Regarded as a function of frequency, the width of the shaded area is for the most part constant and apparently independent of the actual intensity values. In other words, the chosen logarithmic transformation almost perfectly compensates for the high correlation between intensities and corresponding variabilities. As to the specific properties of spectral voice patterns, we will later see that they are quasi-stationary quantities, closely related to each individual, and even allow a computerized identification of individuals at high reliability.

Fig. 4.2: Spectral voice pattern derived from a female speaker. The variablity of spectral intensities are plotted as shaded area on log-proportional scales along the vertical axes. The spectral resolution is 1 quartertone over the frequency range of 64 - 8192 Hz (7 octaves).

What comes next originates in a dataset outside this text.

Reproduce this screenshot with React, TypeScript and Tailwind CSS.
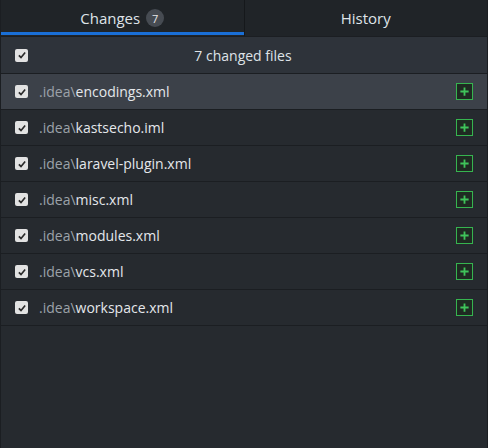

Spectral patterns are analogously constructed like feature vectors in the field of pattern recognition and require the definition of an appropriate similarity measure in order to quantify inter-individual differences or intra-individual coincidences. Because of the specific nature of spectral patterns, set-theoretical similarity functions are well-suited for measuring their overall agreement or lack thereof (Levandowsky and Winter 1971; Tversky 1977). The characteristics of such a similarity measure are displayed in Figures 4.3 and 4.4 for 168 equally-weighted frequency bands of 1 quarter-tone width between 64 and 8192 Hz. An essentially constant similarity over all 168 quarter-tones (which is, of course, above a certain threshold value) suggests that the patterns under comparison were produced by the same person (Figure 4.3) whereas a more irregular similarity curve with pronounced break-in's (Figure 4.4) indicates that patterns of different speakers are compared.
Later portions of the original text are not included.